WHAT YOU WILL DO ->
Everything in the data should be repeated exactly, save for the images.

MATERIAL FOR THIS TASK ->
▼▼▼

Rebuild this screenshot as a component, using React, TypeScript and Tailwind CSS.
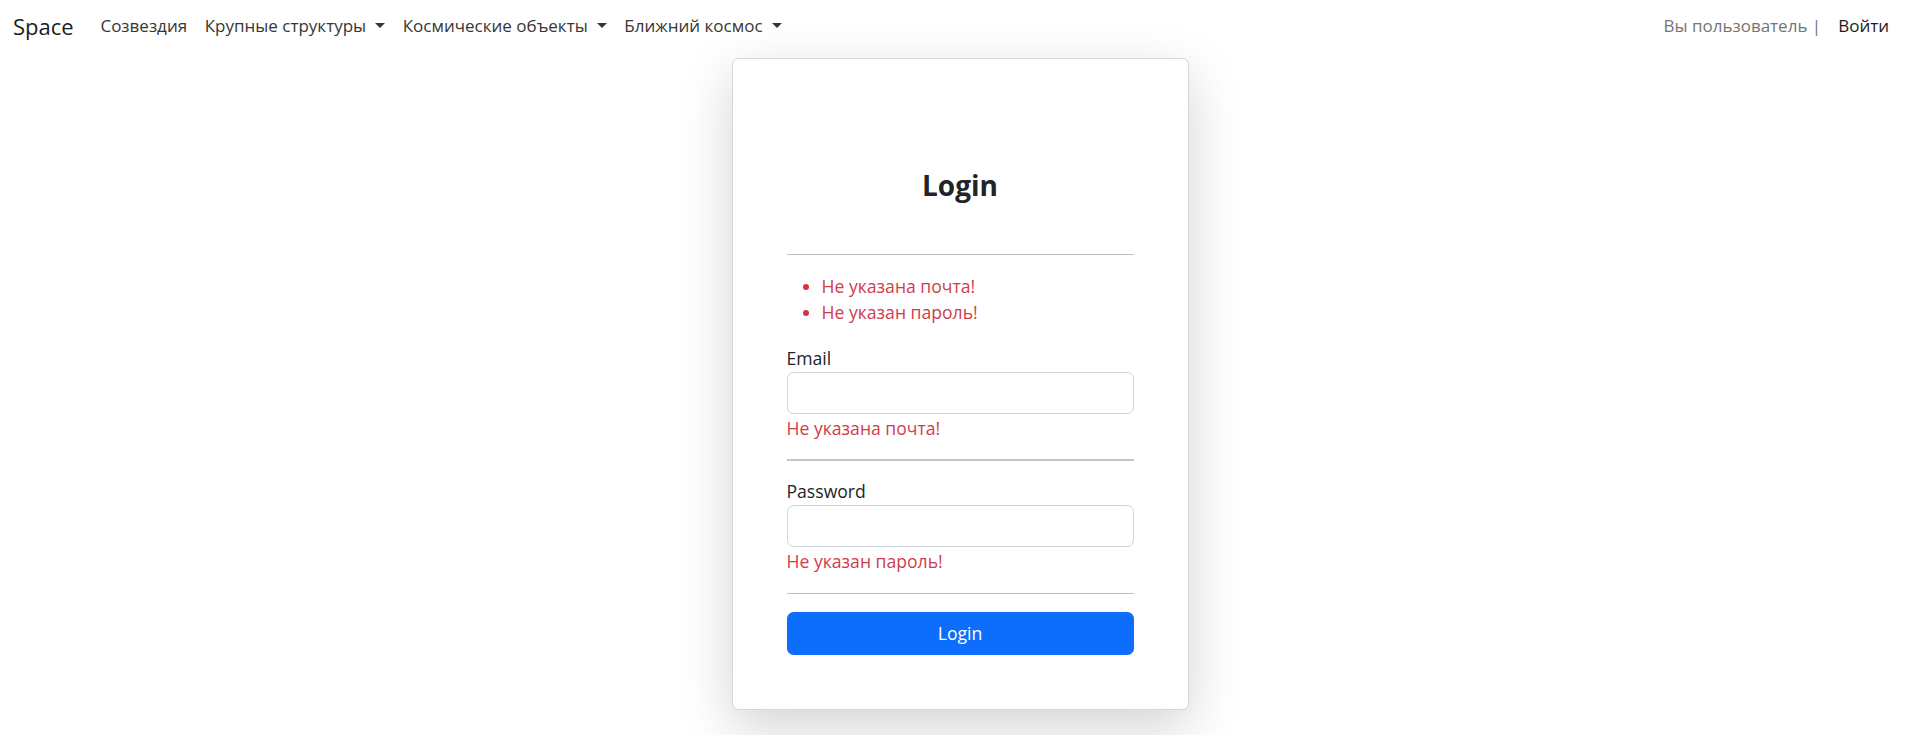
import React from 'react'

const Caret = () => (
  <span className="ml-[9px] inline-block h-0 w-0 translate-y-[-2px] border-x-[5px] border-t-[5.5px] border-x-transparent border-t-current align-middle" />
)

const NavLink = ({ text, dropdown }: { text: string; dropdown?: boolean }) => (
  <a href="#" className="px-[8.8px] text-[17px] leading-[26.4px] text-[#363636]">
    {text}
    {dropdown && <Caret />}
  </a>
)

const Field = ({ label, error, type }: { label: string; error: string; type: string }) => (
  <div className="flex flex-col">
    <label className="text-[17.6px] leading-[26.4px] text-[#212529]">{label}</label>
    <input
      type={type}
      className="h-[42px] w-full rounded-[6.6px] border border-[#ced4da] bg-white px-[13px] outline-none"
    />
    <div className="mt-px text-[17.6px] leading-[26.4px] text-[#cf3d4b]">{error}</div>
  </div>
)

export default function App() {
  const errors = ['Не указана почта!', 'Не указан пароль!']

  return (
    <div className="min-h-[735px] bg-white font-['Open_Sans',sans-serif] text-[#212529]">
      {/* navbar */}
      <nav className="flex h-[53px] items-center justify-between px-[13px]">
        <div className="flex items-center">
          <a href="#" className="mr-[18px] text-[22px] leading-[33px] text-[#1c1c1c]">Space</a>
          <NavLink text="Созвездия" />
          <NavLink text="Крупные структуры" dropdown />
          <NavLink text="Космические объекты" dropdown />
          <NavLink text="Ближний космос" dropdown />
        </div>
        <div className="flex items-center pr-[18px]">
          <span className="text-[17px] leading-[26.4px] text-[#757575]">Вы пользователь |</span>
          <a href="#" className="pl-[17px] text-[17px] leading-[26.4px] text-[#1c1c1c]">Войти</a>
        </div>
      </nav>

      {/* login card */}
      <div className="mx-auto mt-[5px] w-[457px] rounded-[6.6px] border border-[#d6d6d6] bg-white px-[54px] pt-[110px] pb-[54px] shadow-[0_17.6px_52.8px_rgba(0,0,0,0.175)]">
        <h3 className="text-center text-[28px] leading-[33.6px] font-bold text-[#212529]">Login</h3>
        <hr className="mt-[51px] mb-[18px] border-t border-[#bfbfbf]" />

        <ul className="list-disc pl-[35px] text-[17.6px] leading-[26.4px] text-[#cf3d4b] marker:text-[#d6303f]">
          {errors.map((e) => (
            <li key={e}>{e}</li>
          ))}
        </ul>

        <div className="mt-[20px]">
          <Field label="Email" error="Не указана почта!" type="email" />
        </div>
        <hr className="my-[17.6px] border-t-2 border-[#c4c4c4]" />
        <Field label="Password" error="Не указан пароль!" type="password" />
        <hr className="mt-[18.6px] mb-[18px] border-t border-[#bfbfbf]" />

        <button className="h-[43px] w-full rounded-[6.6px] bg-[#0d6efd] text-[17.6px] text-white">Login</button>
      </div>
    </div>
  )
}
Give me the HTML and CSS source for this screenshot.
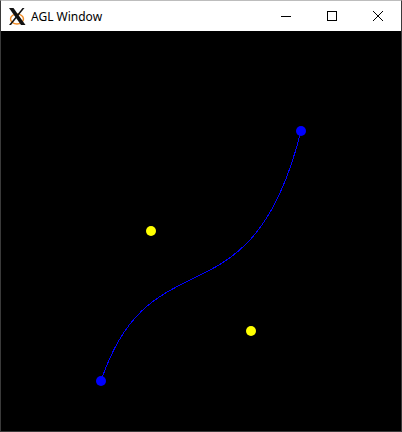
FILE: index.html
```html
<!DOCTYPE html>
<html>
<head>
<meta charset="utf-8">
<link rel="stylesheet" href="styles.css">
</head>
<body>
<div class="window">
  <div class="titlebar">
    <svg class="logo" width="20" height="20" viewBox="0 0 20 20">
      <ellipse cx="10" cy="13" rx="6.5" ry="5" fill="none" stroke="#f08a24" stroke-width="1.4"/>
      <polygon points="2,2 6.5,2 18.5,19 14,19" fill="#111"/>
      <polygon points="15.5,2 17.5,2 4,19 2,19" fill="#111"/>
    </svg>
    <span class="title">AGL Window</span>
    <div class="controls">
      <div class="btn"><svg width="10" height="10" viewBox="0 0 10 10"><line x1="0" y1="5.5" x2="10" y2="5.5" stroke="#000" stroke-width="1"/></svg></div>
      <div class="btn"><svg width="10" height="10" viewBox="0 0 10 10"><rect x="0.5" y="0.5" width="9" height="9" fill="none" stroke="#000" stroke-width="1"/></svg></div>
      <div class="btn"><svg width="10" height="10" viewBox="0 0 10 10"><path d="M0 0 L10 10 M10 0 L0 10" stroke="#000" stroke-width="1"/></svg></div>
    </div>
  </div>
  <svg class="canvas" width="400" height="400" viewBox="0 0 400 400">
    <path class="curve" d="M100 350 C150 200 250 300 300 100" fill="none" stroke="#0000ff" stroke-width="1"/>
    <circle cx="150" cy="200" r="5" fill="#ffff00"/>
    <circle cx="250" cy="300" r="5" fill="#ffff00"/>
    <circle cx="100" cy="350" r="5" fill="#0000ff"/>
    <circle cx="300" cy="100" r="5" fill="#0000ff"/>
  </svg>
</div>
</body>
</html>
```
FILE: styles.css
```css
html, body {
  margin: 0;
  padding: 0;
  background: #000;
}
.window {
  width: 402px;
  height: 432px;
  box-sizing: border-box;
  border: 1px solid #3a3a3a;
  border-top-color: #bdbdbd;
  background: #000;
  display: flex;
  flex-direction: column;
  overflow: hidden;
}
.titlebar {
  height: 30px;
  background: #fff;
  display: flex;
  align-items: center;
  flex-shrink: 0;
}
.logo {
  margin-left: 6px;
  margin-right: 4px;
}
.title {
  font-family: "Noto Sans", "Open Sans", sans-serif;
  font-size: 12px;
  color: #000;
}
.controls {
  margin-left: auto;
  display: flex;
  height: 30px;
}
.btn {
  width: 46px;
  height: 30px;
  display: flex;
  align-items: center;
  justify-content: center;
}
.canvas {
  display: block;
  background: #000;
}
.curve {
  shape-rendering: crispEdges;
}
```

▲▲▲

EXERCISE RESPONSE ->
Rebuild this screenshot as a component, using React, TypeScript and Tailwind CSS.
import React from 'react'

const Caret = () => (
  <span className="ml-[9px] inline-block h-0 w-0 translate-y-[-2px] border-x-[5px] border-t-[5.5px] border-x-transparent border-t-current align-middle" />
)

const NavLink = ({ text, dropdown }: { text: string; dropdown?: boolean }) => (
  <a href="#" className="px-[8.8px] text-[17px] leading-[26.4px] text-[#363636]">
    {text}
    {dropdown && <Caret />}
  </a>
)

const Field = ({ label, error, type }: { label: string; error: string; type: string }) => (
  <div className="flex flex-col">
    <label className="text-[17.6px] leading-[26.4px] text-[#212529]">{label}</label>
    <input
      type={type}
      className="h-[42px] w-full rounded-[6.6px] border border-[#ced4da] bg-white px-[13px] outline-none"
    />
    <div className="mt-px text-[17.6px] leading-[26.4px] text-[#cf3d4b]">{error}</div>
  </div>
)

export default function App() {
  const errors = ['Не указана почта!', 'Не указан пароль!']

  return (
    <div className="min-h-[735px] bg-white font-['Open_Sans',sans-serif] text-[#212529]">
      {/* navbar */}
      <nav className="flex h-[53px] items-center justify-between px-[13px]">
        <div className="flex items-center">
          <a href="#" className="mr-[18px] text-[22px] leading-[33px] text-[#1c1c1c]">Space</a>
          <NavLink text="Созвездия" />
          <NavLink text="Крупные структуры" dropdown />
          <NavLink text="Космические объекты" dropdown />
          <NavLink text="Ближний космос" dropdown />
        </div>
        <div className="flex items-center pr-[18px]">
          <span className="text-[17px] leading-[26.4px] text-[#757575]">Вы пользователь |</span>
          <a href="#" className="pl-[17px] text-[17px] leading-[26.4px] text-[#1c1c1c]">Войти</a>
        </div>
      </nav>

      {/* login card */}
      <div className="mx-auto mt-[5px] w-[457px] rounded-[6.6px] border border-[#d6d6d6] bg-white px-[54px] pt-[110px] pb-[54px] shadow-[0_17.6px_52.8px_rgba(0,0,0,0.175)]">
        <h3 className="text-center text-[28px] leading-[33.6px] font-bold text-[#212529]">Login</h3>
        <hr className="mt-[51px] mb-[18px] border-t border-[#bfbfbf]" />

        <ul className="list-disc pl-[35px] text-[17.6px] leading-[26.4px] text-[#cf3d4b] marker:text-[#d6303f]">
          {errors.map((e) => (
            <li key={e}>{e}</li>
          ))}
        </ul>

        <div className="mt-[20px]">
          <Field label="Email" error="Не указана почта!" type="email" />
        </div>
        <hr className="my-[17.6px] border-t-2 border-[#c4c4c4]" />
        <Field label="Password" error="Не указан пароль!" type="password" />
        <hr className="mt-[18.6px] mb-[18px] border-t border-[#bfbfbf]" />

        <button className="h-[43px] w-full rounded-[6.6px] bg-[#0d6efd] text-[17.6px] text-white">Login</button>
      </div>
    </div>
  )
}
Give me the HTML and CSS source for this screenshot.
FILE: index.html
```html
<!DOCTYPE html>
<html>
<head>
<meta charset="utf-8">
<link rel="stylesheet" href="styles.css">
</head>
<body>
<div class="window">
  <div class="titlebar">
    <svg class="logo" width="20" height="20" viewBox="0 0 20 20">
      <ellipse cx="10" cy="13" rx="6.5" ry="5" fill="none" stroke="#f08a24" stroke-width="1.4"/>
      <polygon points="2,2 6.5,2 18.5,19 14,19" fill="#111"/>
      <polygon points="15.5,2 17.5,2 4,19 2,19" fill="#111"/>
    </svg>
    <span class="title">AGL Window</span>
    <div class="controls">
      <div class="btn"><svg width="10" height="10" viewBox="0 0 10 10"><line x1="0" y1="5.5" x2="10" y2="5.5" stroke="#000" stroke-width="1"/></svg></div>
      <div class="btn"><svg width="10" height="10" viewBox="0 0 10 10"><rect x="0.5" y="0.5" width="9" height="9" fill="none" stroke="#000" stroke-width="1"/></svg></div>
      <div class="btn"><svg width="10" height="10" viewBox="0 0 10 10"><path d="M0 0 L10 10 M10 0 L0 10" stroke="#000" stroke-width="1"/></svg></div>
    </div>
  </div>
  <svg class="canvas" width="400" height="400" viewBox="0 0 400 400">
    <path class="curve" d="M100 350 C150 200 250 300 300 100" fill="none" stroke="#0000ff" stroke-width="1"/>
    <circle cx="150" cy="200" r="5" fill="#ffff00"/>
    <circle cx="250" cy="300" r="5" fill="#ffff00"/>
    <circle cx="100" cy="350" r="5" fill="#0000ff"/>
    <circle cx="300" cy="100" r="5" fill="#0000ff"/>
  </svg>
</div>
</body>
</html>
```
FILE: styles.css
```css
html, body {
  margin: 0;
  padding: 0;
  background: #000;
}
.window {
  width: 402px;
  height: 432px;
  box-sizing: border-box;
  border: 1px solid #3a3a3a;
  border-top-color: #bdbdbd;
  background: #000;
  display: flex;
  flex-direction: column;
  overflow: hidden;
}
.titlebar {
  height: 30px;
  background: #fff;
  display: flex;
  align-items: center;
  flex-shrink: 0;
}
.logo {
  margin-left: 6px;
  margin-right: 4px;
}
.title {
  font-family: "Noto Sans", "Open Sans", sans-serif;
  font-size: 12px;
  color: #000;
}
.controls {
  margin-left: auto;
  display: flex;
  height: 30px;
}
.btn {
  width: 46px;
  height: 30px;
  display: flex;
  align-items: center;
  justify-content: center;
}
.canvas {
  display: block;
  background: #000;
}
.curve {
  shape-rendering: crispEdges;
}
```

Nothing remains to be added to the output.